Request — Give only the number of lines in the records below that contain the word "page".

* START Provided material *

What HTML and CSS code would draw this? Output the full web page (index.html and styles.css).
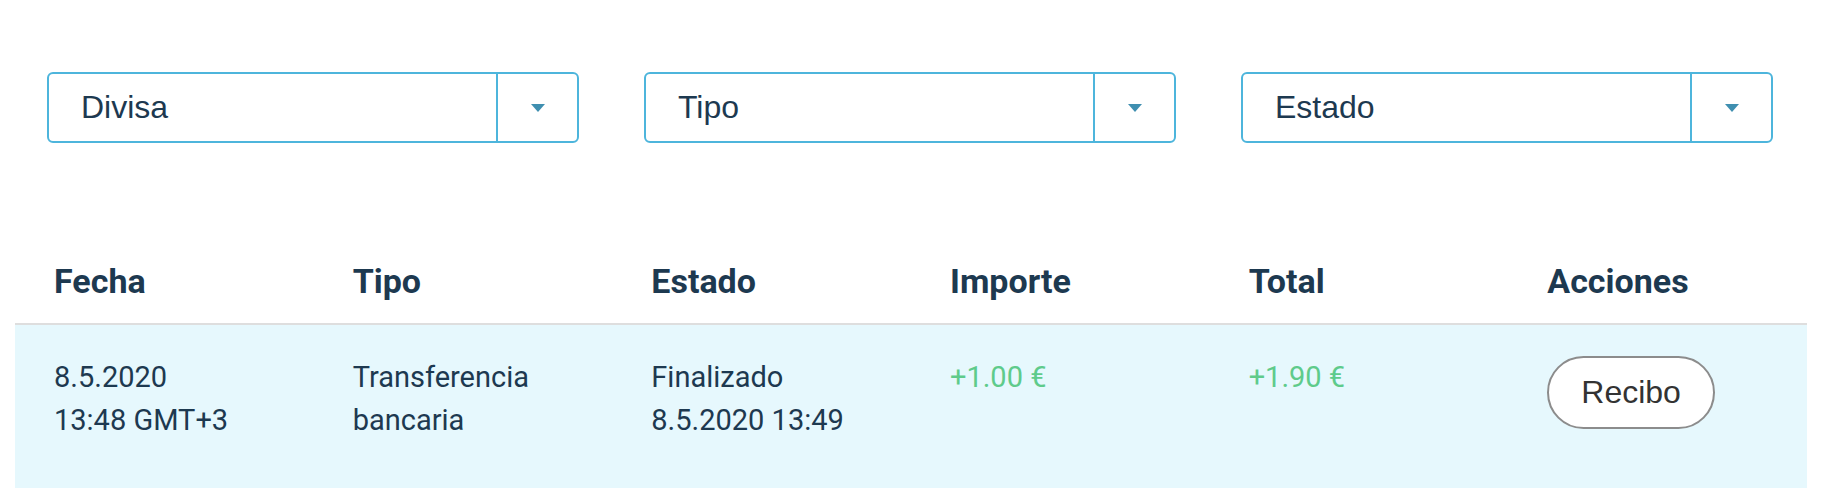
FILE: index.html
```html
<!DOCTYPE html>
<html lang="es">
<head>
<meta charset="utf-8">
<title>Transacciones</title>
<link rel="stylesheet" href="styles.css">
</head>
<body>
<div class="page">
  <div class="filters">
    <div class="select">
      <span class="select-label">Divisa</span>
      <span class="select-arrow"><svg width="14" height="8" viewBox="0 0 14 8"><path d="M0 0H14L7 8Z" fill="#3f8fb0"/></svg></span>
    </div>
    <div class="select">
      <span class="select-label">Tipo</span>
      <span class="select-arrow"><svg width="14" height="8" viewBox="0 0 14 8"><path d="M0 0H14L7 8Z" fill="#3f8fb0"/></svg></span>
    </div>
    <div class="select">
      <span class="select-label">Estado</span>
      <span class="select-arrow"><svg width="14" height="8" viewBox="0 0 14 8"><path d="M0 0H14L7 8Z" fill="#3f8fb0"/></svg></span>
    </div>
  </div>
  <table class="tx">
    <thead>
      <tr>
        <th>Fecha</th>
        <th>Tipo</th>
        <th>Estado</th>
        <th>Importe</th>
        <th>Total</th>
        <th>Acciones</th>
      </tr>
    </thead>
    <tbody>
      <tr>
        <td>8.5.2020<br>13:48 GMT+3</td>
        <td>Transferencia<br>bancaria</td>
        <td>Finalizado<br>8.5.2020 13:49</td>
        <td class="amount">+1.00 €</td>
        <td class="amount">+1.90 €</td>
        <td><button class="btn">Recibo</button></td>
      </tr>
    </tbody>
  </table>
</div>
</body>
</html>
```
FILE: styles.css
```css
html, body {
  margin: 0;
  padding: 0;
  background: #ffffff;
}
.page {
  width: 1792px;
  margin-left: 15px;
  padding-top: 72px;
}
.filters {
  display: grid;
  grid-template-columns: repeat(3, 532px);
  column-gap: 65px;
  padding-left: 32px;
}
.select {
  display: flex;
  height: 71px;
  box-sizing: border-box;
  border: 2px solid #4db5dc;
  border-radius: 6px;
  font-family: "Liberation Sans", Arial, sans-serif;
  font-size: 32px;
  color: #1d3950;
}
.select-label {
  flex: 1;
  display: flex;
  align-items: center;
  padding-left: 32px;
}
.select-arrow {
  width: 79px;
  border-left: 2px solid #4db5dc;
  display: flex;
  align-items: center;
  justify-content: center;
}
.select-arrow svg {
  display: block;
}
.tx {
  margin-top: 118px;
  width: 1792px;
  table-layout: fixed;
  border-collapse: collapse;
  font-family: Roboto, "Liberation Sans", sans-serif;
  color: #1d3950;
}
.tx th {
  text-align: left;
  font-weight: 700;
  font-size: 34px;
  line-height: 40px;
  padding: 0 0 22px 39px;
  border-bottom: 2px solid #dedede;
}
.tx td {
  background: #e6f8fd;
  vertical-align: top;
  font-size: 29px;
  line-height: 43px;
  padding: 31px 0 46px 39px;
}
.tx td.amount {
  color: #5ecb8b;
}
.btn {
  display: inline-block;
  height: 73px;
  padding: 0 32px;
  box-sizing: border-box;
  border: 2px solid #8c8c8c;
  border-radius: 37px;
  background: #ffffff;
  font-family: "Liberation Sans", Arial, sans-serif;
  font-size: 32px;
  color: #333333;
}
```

* END Provided material *
* START Provided material *

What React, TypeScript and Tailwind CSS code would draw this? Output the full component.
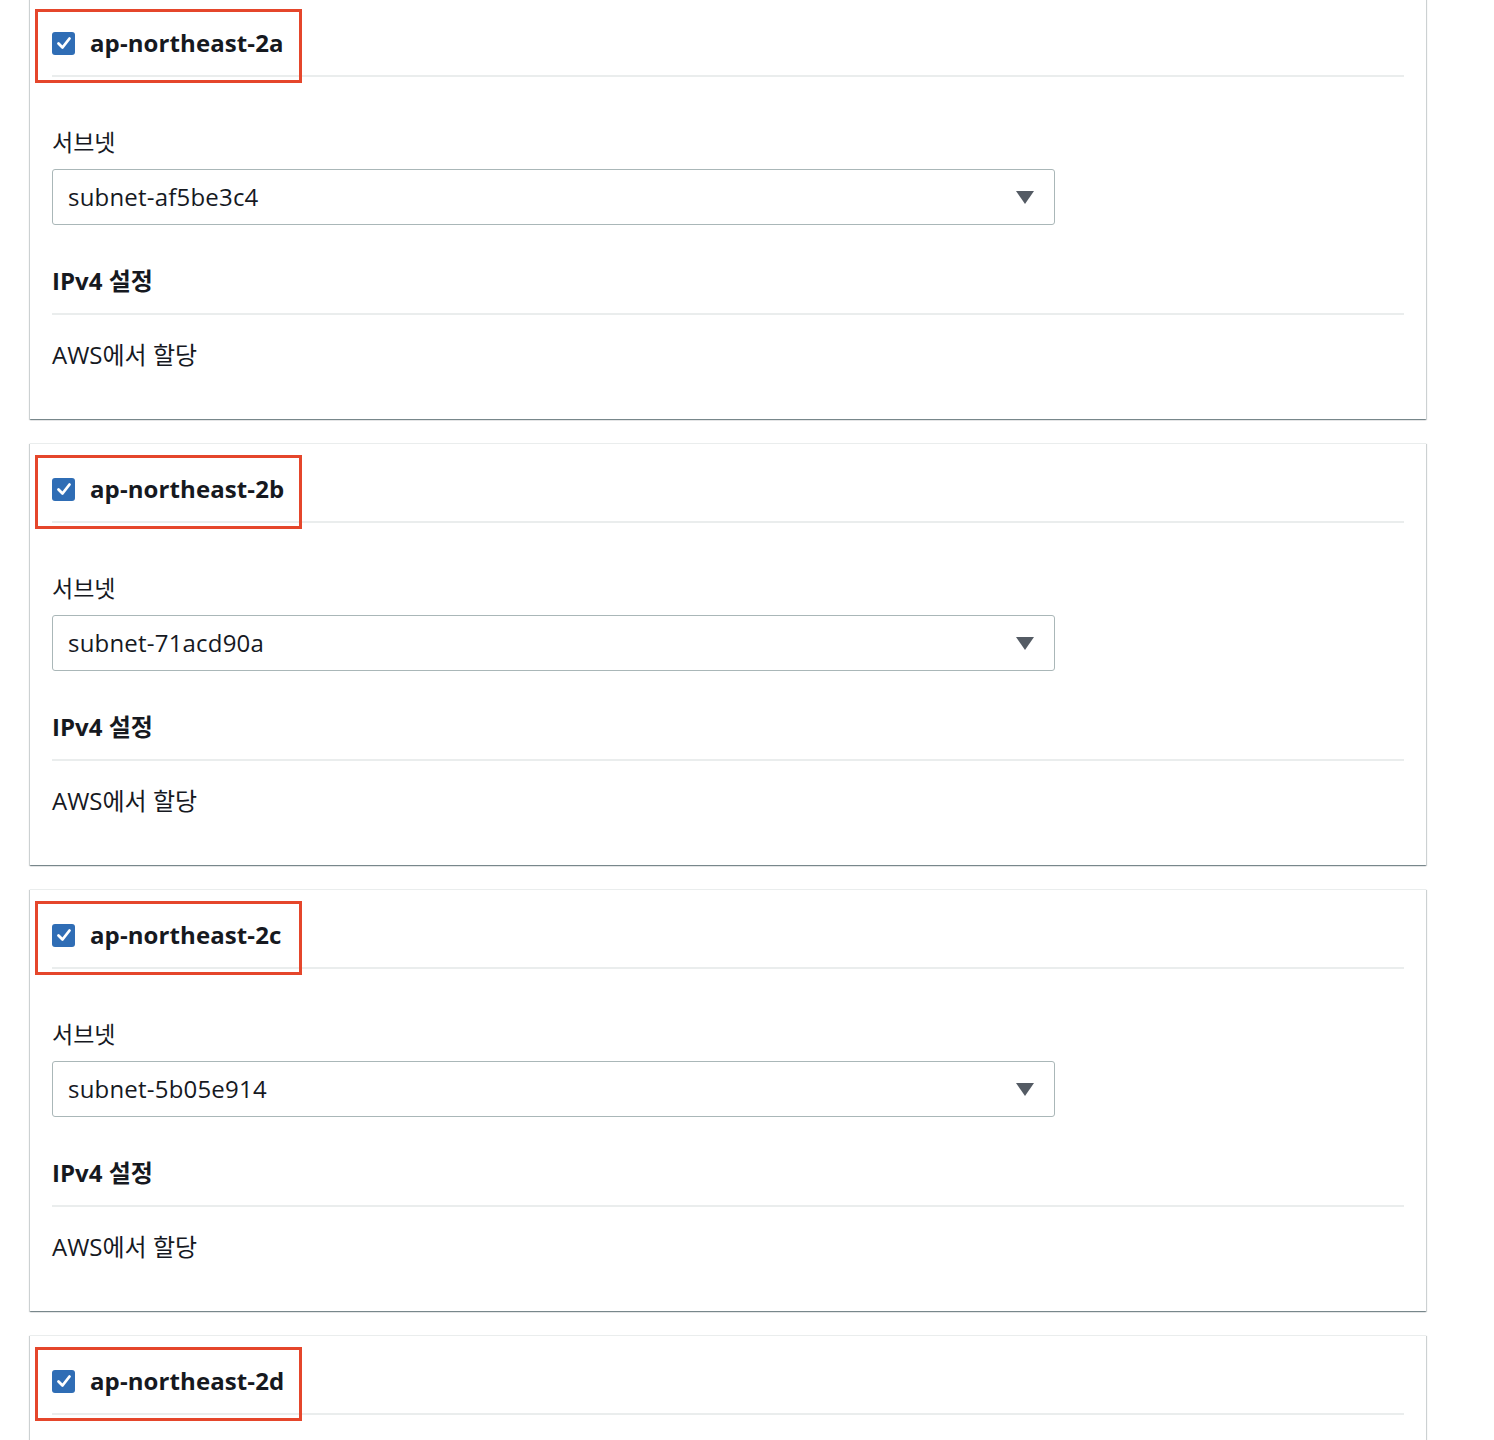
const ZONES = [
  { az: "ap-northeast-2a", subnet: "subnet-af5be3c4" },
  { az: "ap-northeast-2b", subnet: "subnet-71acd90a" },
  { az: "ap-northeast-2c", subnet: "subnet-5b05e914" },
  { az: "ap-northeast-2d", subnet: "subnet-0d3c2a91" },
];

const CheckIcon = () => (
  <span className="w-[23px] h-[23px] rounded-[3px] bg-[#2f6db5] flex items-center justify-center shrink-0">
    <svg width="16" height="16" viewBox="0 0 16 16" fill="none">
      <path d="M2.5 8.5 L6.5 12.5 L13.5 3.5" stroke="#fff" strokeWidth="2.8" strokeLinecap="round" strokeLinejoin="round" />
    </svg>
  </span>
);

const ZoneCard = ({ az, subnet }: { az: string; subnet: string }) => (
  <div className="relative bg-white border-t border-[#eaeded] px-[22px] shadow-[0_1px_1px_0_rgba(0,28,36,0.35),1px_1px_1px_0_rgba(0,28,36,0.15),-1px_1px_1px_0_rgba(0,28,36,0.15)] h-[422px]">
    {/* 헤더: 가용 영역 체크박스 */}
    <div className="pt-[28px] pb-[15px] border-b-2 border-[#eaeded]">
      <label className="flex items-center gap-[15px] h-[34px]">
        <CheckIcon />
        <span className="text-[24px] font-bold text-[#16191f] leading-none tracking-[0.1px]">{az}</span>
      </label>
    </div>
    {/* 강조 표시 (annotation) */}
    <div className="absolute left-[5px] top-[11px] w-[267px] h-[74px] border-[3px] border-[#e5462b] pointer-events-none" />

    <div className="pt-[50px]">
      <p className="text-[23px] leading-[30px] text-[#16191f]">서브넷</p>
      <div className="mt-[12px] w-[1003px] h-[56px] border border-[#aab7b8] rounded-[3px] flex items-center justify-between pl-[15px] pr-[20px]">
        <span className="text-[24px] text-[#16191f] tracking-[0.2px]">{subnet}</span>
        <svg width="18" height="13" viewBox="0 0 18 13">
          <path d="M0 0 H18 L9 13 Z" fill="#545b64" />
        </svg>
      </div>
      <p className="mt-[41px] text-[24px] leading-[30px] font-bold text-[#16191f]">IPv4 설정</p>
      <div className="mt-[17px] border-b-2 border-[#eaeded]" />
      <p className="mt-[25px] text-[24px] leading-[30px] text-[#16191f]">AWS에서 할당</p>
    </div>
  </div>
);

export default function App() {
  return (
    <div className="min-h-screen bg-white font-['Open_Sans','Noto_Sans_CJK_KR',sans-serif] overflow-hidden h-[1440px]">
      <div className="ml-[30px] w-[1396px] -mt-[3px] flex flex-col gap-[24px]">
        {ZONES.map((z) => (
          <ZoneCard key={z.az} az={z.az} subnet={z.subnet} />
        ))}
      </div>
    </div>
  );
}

* END Provided material *

Result below — 3